What I didn’t get to say in this short piece is that I really love Dwell. I’ve written for Dwell. I’m going to a party they’re hosting this week. In fact, I’ve been a Dwell reader from the very beginning, something that I think has made me somewhat unnaturally possessive of the magazine. I bet a lot of readers feel the same way. So although the new fonts and dotted lines grate upon my brain, it’s not as much the way it looks as what the redesign represents. (I have nothing, however, against the use of pink. Go pink!)

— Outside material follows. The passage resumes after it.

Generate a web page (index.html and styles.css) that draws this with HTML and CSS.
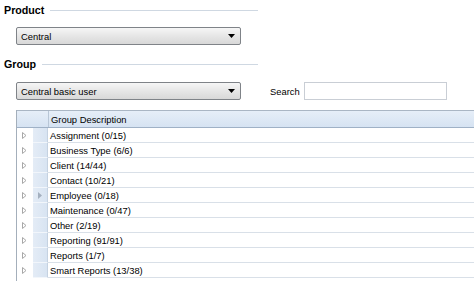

I’m most disappointed because I got way excited when Dwell recently hired some very smart people: Geoff Manaugh of BLDGBLOG; Sarah Rich, formerly of Worldchanging and Inhabitat; Aaron Britt, who is probably the second smartest person on the planet since he used to work for William Safire; design director Kyle Blue, who blogs at Arkitip; and designer Geoff Halber, who came from Winterhouse. Mind you, most of those people were hired to replace people who quit, but all of those people, I assume, have some very smart things to say about the future of where we live. The hyped-up design and scaled-down content unfortunately says Look at these cool houses! If Dwell wants to go that route, it’s probably fine for some of its readership. But then it’s just another magazine on the newsstand.

Also in January’s Eavesdrop, my recap of December’s gin-and-Tang-soaked shmoozefests Art Basel Miami Beach and Design/Miami (which is pretty much a condensed version of my coverage over at UnBeige, except for the Yves Béhar moment, which I relive every morning as I wash my face…sigh). And finally, there’s the Back of the Envelope Bush Library Contest, where sketches for the soon-to-be-designed library for the soon-to-be-former president will be judged by the highly-literate folk at the Chronicle of Higher Education.

Coincidentally, just after we sent that issue to the printer, another contest to design a presidential institution was announced: White House Redux. Anyone can participate, and the winning ideas will be announced in June, which gives officials plenty of time to make the proper renovations for whoever moves in—or, uh, back in—next year.